The strongest buyer personas are based on market research as well as on insights we gather from our actual customer base through surveys and interviews. Our personas includes a mix of customers, prospects and external people who we consider to be our “ideal target customer”.
How do we create buyer personas?
- Search our contacts database to uncover trends about how certain leads or customers find and consume our content.
- Website forms that capture important persona info.
- Sales team feedback & notes from interactions with leads and opportunities.
- Interviews with current customers, past customers or other contacts.
This article will explain how to conduct your interviews to get valuable insights that can be applied to all areas of your business.

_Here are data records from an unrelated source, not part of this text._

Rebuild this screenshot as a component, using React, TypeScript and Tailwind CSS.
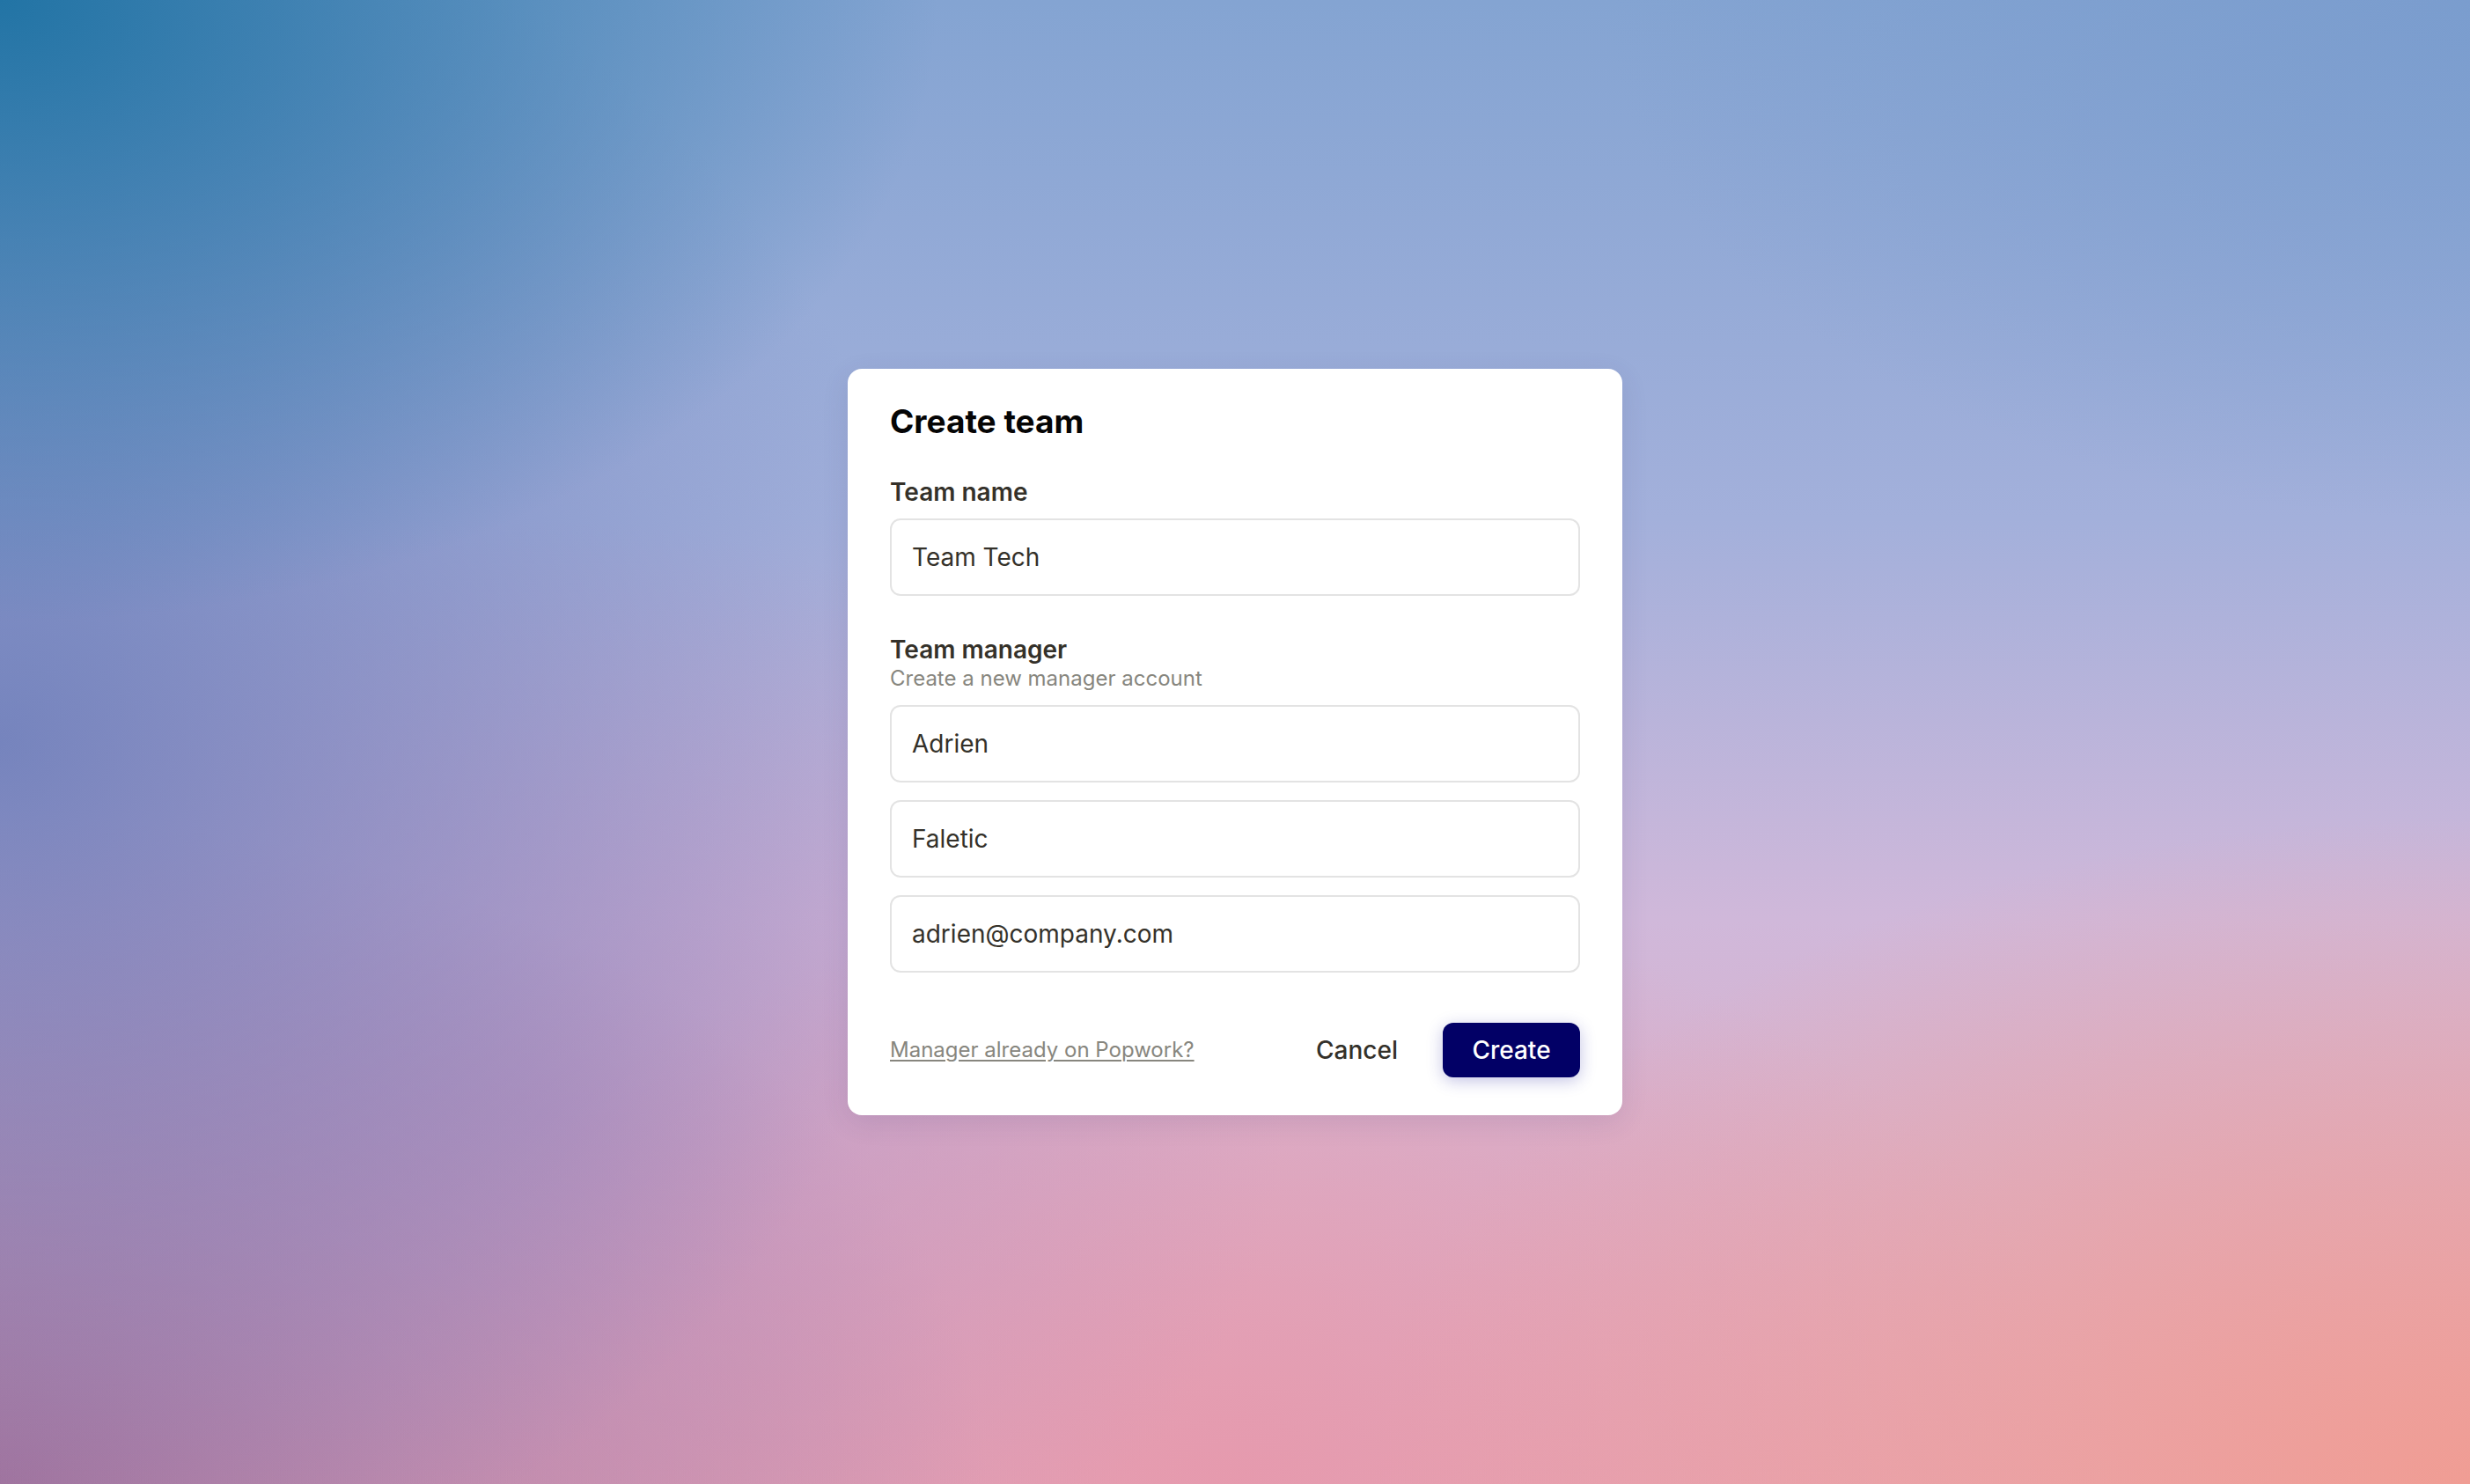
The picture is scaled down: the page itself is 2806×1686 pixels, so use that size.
import React from "react";

function Field({ value }: { value: string }) {
  return (
    <input
      readOnly
      value={value}
      className="block w-full h-[88px] rounded-[12px] border-2 border-[#e3e3e3] bg-white px-[23px] text-[28px] text-[#34312a] outline-none font-[Inter,sans-serif]"
    />
  );
}

export default function App() {
  return (
    <div className="h-screen w-full flex items-center justify-center font-[Inter,sans-serif] bg-[radial-gradient(ellipse_38%_42%_at_0%_0%,#2274a5_0%,rgba(34,116,165,0)_100%),radial-gradient(ellipse_38%_60%_at_0%_50%,rgba(100,120,182,0.8)_0%,rgba(100,120,182,0)_100%),radial-gradient(ellipse_30%_40%_at_22%_75%,rgba(180,140,190,0.6)_0%,rgba(180,140,190,0)_100%),radial-gradient(ellipse_40%_45%_at_0%_100%,#a8739b_0%,rgba(168,115,155,0)_100%),radial-gradient(ellipse_45%_45%_at_100%_100%,#f09d94_0%,rgba(240,157,148,0)_100%),radial-gradient(ellipse_35%_40%_at_50%_100%,rgba(230,150,170,0.8)_0%,rgba(230,150,170,0)_100%),radial-gradient(ellipse_35%_35%_at_100%_0%,rgba(120,155,205,0.8)_0%,rgba(120,155,205,0)_100%),linear-gradient(180deg,#84a4d2_0%,#a3b0db_35%,#d0b8da_62%,#e4a9bb_100%)]">
      <div className="w-[880px] rounded-[16px] bg-white px-[48px] pt-[38px] pb-[43px] shadow-[0_8px_30px_rgba(60,50,110,0.12)]">
        <h1 className="text-[37px] leading-[44px] font-bold text-[#050505]">Create team</h1>

        <div className="mt-[40px] text-[28px] leading-[36px] font-semibold text-[#34312a]">Team name</div>
        <div className="mt-[12px]">
          <Field value="Team Tech" />
        </div>

        <div className="mt-[43px] text-[28px] leading-[36px] font-semibold text-[#34312a]">Team manager</div>
        <div className="text-[24px] leading-[30px] text-[#87867e]">Create a new manager account</div>
        <div className="mt-[15px] flex flex-col gap-[20px]">
          <Field value="Adrien" />
          <Field value="Faletic" />
          <Field value="adrien@company.com" />
        </div>

        <div className="mt-[57px] flex items-center justify-between h-[62px]">
          <a className="text-[24px] text-[#87867e] underline decoration-[2px] underline-offset-[3px] cursor-pointer">
            Manager already on Popwork?
          </a>
          <div className="flex items-center gap-[27px]">
            <button className="h-[62px] px-[24px] rounded-[12px] text-[28px] font-medium text-[#34312a]">
              Cancel
            </button>
            <button className="h-[62px] w-[156px] rounded-[12px] bg-[#020066] text-[28px] font-medium text-white shadow-[0_4px_18px_rgba(40,40,160,0.28)]">
              Create
            </button>
          </div>
        </div>
      </div>
    </div>
  );
}
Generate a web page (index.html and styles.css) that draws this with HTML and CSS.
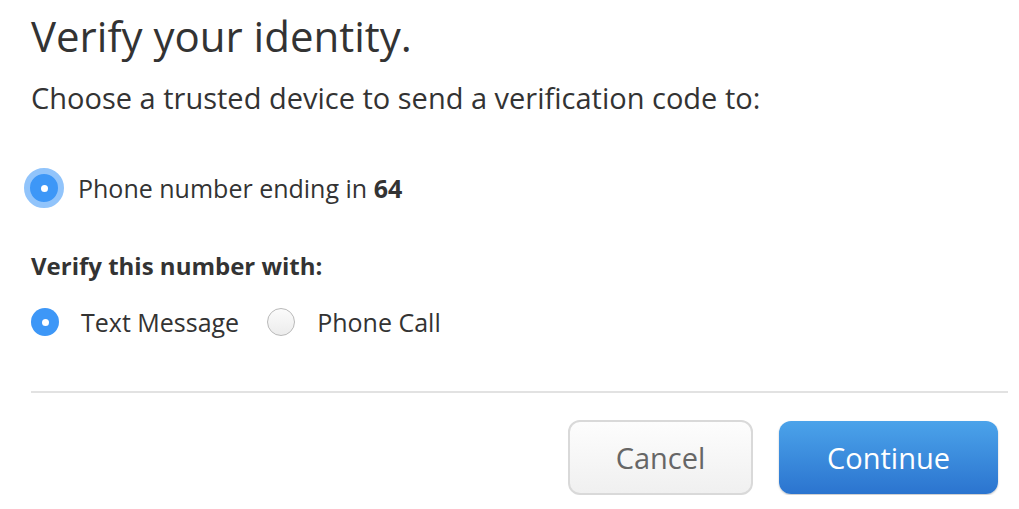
FILE: index.html
```html
<!DOCTYPE html>
<html lang="en">
<head>
    <meta charset="UTF-8">
    <meta name="viewport" content="width=device-width, initial-scale=1.0">
    <title>Verify your identity</title>
    <link rel="stylesheet" href="styles.css">
</head>
<body>
    <div class="dialog">
        <h1 class="title">Verify your identity.</h1>
        <p class="subtitle">Choose a trusted device to send a verification code to:</p>

        <label class="device">
            <span class="radio radio-focus"><span class="dot"></span></span>
            <span>Phone number ending in <b>64</b></span>
        </label>

        <h2 class="method-title">Verify this number with:</h2>
        <div class="methods">
            <label class="method">
                <span class="radio radio-on"><span class="dot"></span></span>
                <span>Text Message</span>
            </label>
            <label class="method">
                <span class="radio radio-off"></span>
                <span>Phone Call</span>
            </label>
        </div>

        <div class="footer">
            <button class="btn btn-cancel">Cancel</button>
            <button class="btn btn-continue">Continue</button>
        </div>
    </div>
</body>
</html>
```

FILE: styles.css
```css
body {
    margin: 0;
    background: #fff;
    color: #333;
    font-family: "Open Sans", "Noto Sans", sans-serif;
}
.dialog {
    padding: 10px 11px 0 31px;
}
.title {
    margin: 0;
    font-size: 42px;
    font-weight: 400;
    line-height: 52px;
}
.subtitle {
    margin: 18px 0 0;
    font-size: 29px;
    line-height: 36px;
}
.device {
    display: flex;
    align-items: center;
    gap: 14px;
    margin: 52px 0 0 -7px;
    font-size: 25px;
    line-height: 40px;
}
.device b {
    font-weight: 700;
}
.radio {
    display: inline-flex;
    align-items: center;
    justify-content: center;
    box-sizing: border-box;
    width: 28px;
    height: 28px;
    border-radius: 50%;
    flex-shrink: 0;
}
.radio-focus {
    width: 40px;
    height: 40px;
    background: #3d97f7;
    border: 6px solid #91c4fb;
}
.radio-on {
    background: #3d97f7;
}
.radio-off {
    background: linear-gradient(#fbfbfb, #ececec);
    border: 1px solid #b9b9b9;
}
.dot {
    width: 7px;
    height: 7px;
    border-radius: 50%;
    background: #fff;
}
.method-title {
    margin: 43px 0 0;
    font-size: 24px;
    font-weight: 700;
    line-height: 30px;
}
.methods {
    display: flex;
    gap: 28px;
    margin-top: 24px;
}
.method {
    display: flex;
    align-items: center;
    gap: 22px;
    font-size: 25px;
    line-height: 34px;
}
.footer {
    display: flex;
    justify-content: flex-end;
    gap: 26px;
    margin-top: 52px;
    padding: 27px 10px 0 0;
    border-top: 2px solid #e2e2e2;
}
.btn {
    font-family: inherit;
    font-size: 29px;
    border-radius: 12px;
    cursor: pointer;
}
.btn-cancel {
    width: 185px;
    height: 75px;
    color: #666;
    background: linear-gradient(#fdfdfd, #f0f0f0);
    border: 2px solid #d9d9d9;
}
.btn-continue {
    width: 219px;
    height: 73px;
    margin-top: 1px;
    color: #fff;
    background: linear-gradient(#4ba3ea, #2b74cf);
    border: none;
    box-shadow: 0 1px 2px rgba(0, 0, 0, 0.25);
}
```
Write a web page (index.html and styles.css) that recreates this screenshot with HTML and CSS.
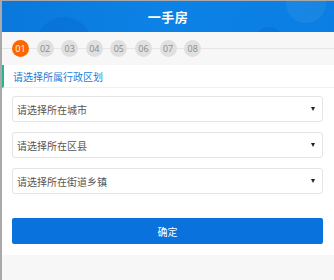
FILE: index.html
```html
<!doctype html>
<html>
    <head>
        <title>一手房</title>
        <link rel="stylesheet" href="styles.css">
    </head>
<body>
    <div class="page">
        <div class="header">
            <i class="bubble bubble-1"></i>
            <i class="bubble bubble-2"></i>
            <i class="bubble bubble-3"></i>
            <h1>一手房</h1>
        </div>

        <div class="steps">
            <span class="step active">01</span>
            <span class="step">02</span>
            <span class="step">03</span>
            <span class="step">04</span>
            <span class="step">05</span>
            <span class="step">06</span>
            <span class="step">07</span>
            <span class="step">08</span>
        </div>

        <div class="panel">
            <div class="panel-title">请选择所属行政区划</div>
            <div class="form">
                <div class="select"><span>请选择所在城市</span><i class="arrow"></i></div>
                <div class="select"><span>请选择所在区县</span><i class="arrow"></i></div>
                <div class="select"><span>请选择所在街道乡镇</span><i class="arrow"></i></div>
                <button class="btn">确定</button>
            </div>
        </div>
    </div>
</body>
</html>
```

FILE: styles.css
```css
* { margin: 0; padding: 0; box-sizing: border-box; }
body {
    font: 10px "Noto Sans CJK SC", "Liberation Sans", sans-serif;
    background-color: #f7f7f7;
    height: 280px;
    overflow: hidden;
    border-left: 2px solid #a9a9a9;
    border-top: 1px solid #a9a9a9;
}

.header {
    position: relative;
    overflow: hidden;
    height: 31px;
    background: linear-gradient(100deg, #0a78dc 0%, #0d82e6 50%, #0a7ee2 100%);
    display: flex;
    align-items: center;
    justify-content: center;
}

.header h1 {
    position: relative;
    color: #fff;
    font-size: 13px;
    font-weight: bold;
    letter-spacing: 0.5px;
}

.bubble {
    position: absolute;
    border-radius: 50%;
    background-color: rgba(0, 90, 200, 0.25);
}

.bubble-1 { width: 56px; height: 56px; left: 34px; top: 16px; }
.bubble-2 { width: 40px; height: 40px; right: 8px; top: -18px; background-color: rgba(255, 255, 255, 0.06); }
.bubble-3 { width: 30px; height: 30px; left: 252px; top: 26px; }

.steps {
    height: 32px;
    padding-left: 10px;
    display: flex;
    align-items: center;
    gap: 7.6px;
    background: linear-gradient(#e6e6e6, #e6e6e6) 0 50% / 100% 1px no-repeat, #f7f7f7;
}

.step {
    width: 17px;
    height: 17px;
    border-radius: 50%;
    background-color: #e0e0e0;
    color: #8a8a8a;
    font: 9px "Open Sans", "Liberation Sans", sans-serif;
    display: flex;
    align-items: center;
    justify-content: center;
}

.step.active {
    background-color: #ff6600;
    color: #fff;
}

.panel {
    background-color: #fff;
    padding-bottom: 11px;
}

.panel-title {
    height: 23px;
    line-height: 23px;
    padding-left: 9px;
    border-left: 2px solid #2bb58e;
    border-bottom: 1px solid #f0f0f0;
    color: #1d7dd6;
    font-size: 10px;
    margin-top: 1px;
}

.form {
    padding: 8px 11px 0 10px;
    display: flex;
    flex-direction: column;
    gap: 10px;
}

.select {
    height: 26px;
    border: 1px solid #e4e4e4;
    border-radius: 3px;
    padding: 0 7px 0 4px;
    display: flex;
    align-items: center;
    justify-content: space-between;
    color: #555;
    font-size: 10px;
}

.arrow {
    width: 0;
    height: 0;
    border-left: 2.5px solid transparent;
    border-right: 2.5px solid transparent;
    border-top: 4px solid #222;
}

.btn {
    margin-top: 14px;
    height: 26px;
    border: none;
    border-radius: 2px;
    background-color: #0a72dc;
    color: #fff;
    font: 10px "Noto Sans CJK SC", sans-serif;
}
```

How To Conduct Buyer Persona Interviews That Reap Actionable Insights
1. Understand why you’re conducting the interview
Before setting up your interviews, make sure that you’re conducting them for the right reasons. Collecting information on your clients is important but without goals the data is meaningless.
Here’s some good reasons:
- Refine who your buyer personas are and what attracts them to your business
- Identify shared pain points, and common behavior patterns
- Better understand the buyer’s motivations and values
- Learn how to improve their experience with your company
2. Introduce yourself before the interview
Your organization might have account managers, and client services people who rightly protect the relationship they have with the clients. Have them introduce you, or ask to introduce yourself, and be responsible for organizing the interview. You will learn more information if the client knows you a little bit before they share personal information like their goals, and challenges, when you meet.
Here’s an email template you might consider to request an interview:
Hi *name*,
My name is Josephine Hardy, I recently joined InboundMate as the Marketing Manager. I’m doing some research on our clients, and want to learn more about you, and your role at *company*.
Would you be interested in grabbing a coffee with me next week?
To be clear, this is not a sales meeting; this is a confidential conversation about your life, job, and the challenges you have in your role as *job title* at *company*.
Looking forward to hearing from you!
Thanks,
Josephine
2. Carefully create questions relevant to your organization
If your questions are too broad you won’t get the answers you need. Be sure to ask for specifics and avoid questions that result in a “yes” or “no” answer. The more details you get from a question, the more targeted your buyer personas.
Start with these demographic buyer persona questions from Husbpot, and curate them until you’ve got questions relevant to your organization. Questions you need to ask may not be included in the Hubspot deck. Make sure the answers you collect will help you reach your goal.
Here’s some examples of questions that will get you detailed information:
Role
- What are some of your day-to-day tasks?
Watering Hole
- What kind of resources do you use to learn how to do your job better?
- Do you attend conferences?
- If you hadn’t heard about our company how do you think you would have found someone to help you build your product?
- How do validate recommendation?
Challenges
- What are your biggest short term & long term challenges?
- What does it mean to be successful in your role?
- What does it mean for your company to be successful?
Personal Preferences
- What’s your preferred method for communication?
3. Don’t ask redundant questions. Do some research before the interview.
Before you head into an interview make sure you’re not asking questions you can find the answer to with prior research.
Name, Job Title, Education are usually facts you can collects from your internal client database, or on LinkedIn. If you’re not 100% sure whether you have the facts, be sure to clarify in the interview. Your client will appreciate you making the most of their time with relevant questions.
4. Plan how to document the interview
Documenting your interview is essential to building actionable buyer personas. Ideally you should record the information in two forms so that you can ensure the quality of your note-taking.
Audio
Audio recording can be difficult because most clients are wary of legal repercussions. If you do have permission to record the conversation, plan for your interview to be conducted in a place with minimal background noise.
Written
Creating a document or spreadsheet with pre-filled questions will help you take unobtrusive notes. Use short hand to keep up with the natural flow of conversation.
Disclaimer
Remember to be courteous to the individuals you are interviewing, and ask for their permission to record your conversation. Buyer persona interviews often collect private information about the individual, and shouldn’t be published externally. Before the interview starts, make sure your interviewee is aware of why you’re collecting this information, and how it will be used.
5. Create a comfortable environment for your interviewee
The best interviews happen when everybody is comfortable with each other. Meet in an accommodating place with low noise levels, like the office, or a coffee shop. Arrive on time. Be welcoming, and friendly. Keep the conversation flowing naturally, and ask unplanned followup questions if there’s something interesting to explore.
6. Conduct an interview postmortem
Don’t feel pressured to get answers for every question. If a client isn’t forthcoming the interview isn’t a total loss. Sometimes silence in itself speaks volumes. Do an interview postmortem with a coworker to understand what you might change, and why some questions didn’t reap the answers you were expecting.
7. Collect the data into a living spreadsheet
Good news! Buyer persona research is an ongoing project. The more data you collect, the more targeted and accurate your personas will be. The bad news is you need to be meticulous in your data collection, and ensure that the information you collect will live on even if you move onto another company.
8. Present your findings to the team
It’s a time consuming process to dig into the data you’ve collected from every interview, and make a decision on what personas have been revealed to you. There’s no minimum or maximum number of buyer personas.
Create a template for your persona and input the information you think is most relevant for the team.